11. For example, Revenue Scotland have a range of penalties that could apply if there is a failure to pay the relevant tax or make a tax return. There can also be penalties for any inaccuracy in a taxpayer document, for a failure to notify under assessment, for failure to comply or obstruction, for inaccurate information or documents, for concealing, destroying etc. documents following an information notice or notification, failure to comply with a time limit, and penalties for a range of administrative matters. There are different levels of penalty for different time periods and for the different circumstances in which penalties apply.

12. Should the assessment of responses to these questions in the consultation suggest that a civil penalty should apply, then consideration will be given to the appropriate level of civil penalty and to the appeal rights.

QUESTION 45: In your view, should a civil penalty be imposed for failure to comply with any of the duties contained in the regulations? YES/NO. Please give details.

Criminal Offences

13. It is possible to have both civil penalties and criminal offences in relation to any failure to comply with the duty to be included within the regulations. As with any civil penalty, we would anticipate that a criminal offence could be applicable to any person who fails to comply with the duty by not providing the information about any person with a controlling interest in a land owner or tenant, or who fails to provide accurate information. The 2016 Act limits the maximum penalty for any criminal offences created through the regulations to a fine not exceeding level 5 on the standard scale (currently £5,000). Imprisonment would not be an option for any criminal offences created in this way.

14. The Land Registration etc. (Scotland) Act 2012 Act has a criminal offence for making a false or misleading statement in relation to an application to the Land Register. A similar offence could be considered for inclusion in these regulations (and for failure to provide information at all), and further consideration will be given to how any offence would operate in practice as part of a separate workstream on sanctions and enforcement.

QUESTION 46: In your view, should failure to comply with any of the duties contained in the regulations be a criminal offence? YES/NO. Please give details.

Land Registration condition

15. One of the practical enforcement issues with both civil penalties and criminal offences will be the question of how to apply a penalty or how the Crown could prosecute for a criminal offence when the person to whom the duty applies to is not located in Scotland. It may be the case that the relevant person is simply willing to pay a civil penalty to preserve anonymity. Issues of enforcement, in the context of seeking to improve transparency of land ownership, are factors that have the potential to erode the effectiveness of the regulations Scottish Ministers take forward and introduce to Parliament.

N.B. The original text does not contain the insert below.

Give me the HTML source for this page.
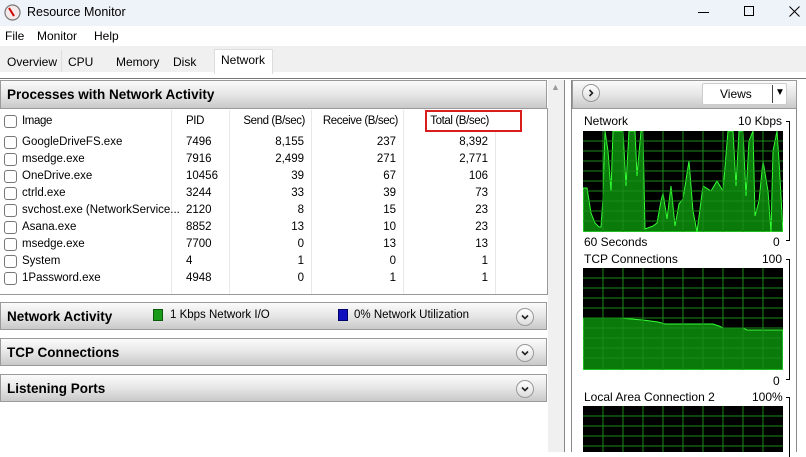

16. A further option that the Scottish Government intends to explore in detail as part of the separate workstream on sanctions and enforcement is the possibility of making the provision of information a condition of registration in the Land Register. This option was set out in the letter of 3 March sent to the Rural Affairs, Climate Change and Environment Committee by Dr Aileen McLeod, the then Minister for Environment, Climate Change and Land Reform [23] .

17. The Scottish Government recognises that this option may cause concern to parties who wish to acquire title to land in Scotland and there are a number of practical, policy and legal issues to work through with this proposal in particular. An alternative may be to enable land registration to proceed but to make provision for a form of charge or note to be placed on the relevant title sheet in the Land Register or on the search sheet of the Register of Sasines where it is found that the duty to provide information has not been complied with. A charge of this sort would be a charge over the property that would fall to be paid when the property is sold. The purpose and effect of any note on the title sheet could simply be for information purposes, to notify anybody interested in the title in question that there may be a person with a controlling interest in a land owner or tenant in respect of the title, but that they have not made the relevant entry on the new register. Alternatively, the note could have legal effect, for instance by preventing the legal owner selling on the land or lease in question, or alternatively to prevent a new owner from registering title to the land in question, as the property could perhaps be sold on the market but the purchaser could be prevented from registering title.

18. Any such process will clearly be complex and we will need to give thorough consideration to the range of practical, policy and legal issues, in particular to any implications for the conveyancing and land registration processes. We invite views on this option, and would encourage anyone with a particular interest in this area to take part in the separate workstream on sanctions and enforcement.

QUESTION 47: In your view, should an application for land registration be rejected if the applicant fails to supply information about any "person with controlling interest"? YES/NO. Please give details.

QUESTION 48: In your view, should an application for land registration be rejected if the applicant fails to certify that no such "person with controlling interest" exists? YES/NO. Please give details.

QUESTION 49: In your view, taking in to consideration all of the sanctions and enforcement options set out in this chapter, what mechanisms would be most appropriate to enforce the duty to provide information? Please explain your answer.

Challenge and Exemptions

19. In relation to sanctions and enforcement, the Scottish Government will need to give consideration to the need for a right to challenge the information about persons with controlling interests in land owners and tenants that is disclosed and a right to challenge non-disclosure of the information.

20. While the overall policy imperative is to ensure the maximum disclosure of information about persons with controlling interests in land owners and tenants, the Scottish Government recognises that for some parties, in some limited circumstances, it may be undesirable for their details to be disclosed. Currently, this can be achieved by taking title on the Land Register in the name of a legal entity or appoint trustees to hold title to the land in question. It is worth noting in this context that the PSC register framework allows for application for protection, for instance if there is a serious risk of violence or intimidation.

21. The Scottish Government considers that privacy exemptions will be necessary in some limited circumstances such as where publication of information about persons will put them at serious risk of harm. It will be necessary to develop a mechanism and process to allow applications to be considered and decided. Again, we invite views on this issue, and would encourage all those with an interest in this to take part in the dedicated workstream on sanctions and enforcement.

QUESTION 50: In your view, are there instances in which there should be exemptions? YES/ NO.

QUESTION 51: If NO, why not?

QUESTION 52: If YES, in your view what is the justification for such exemptions?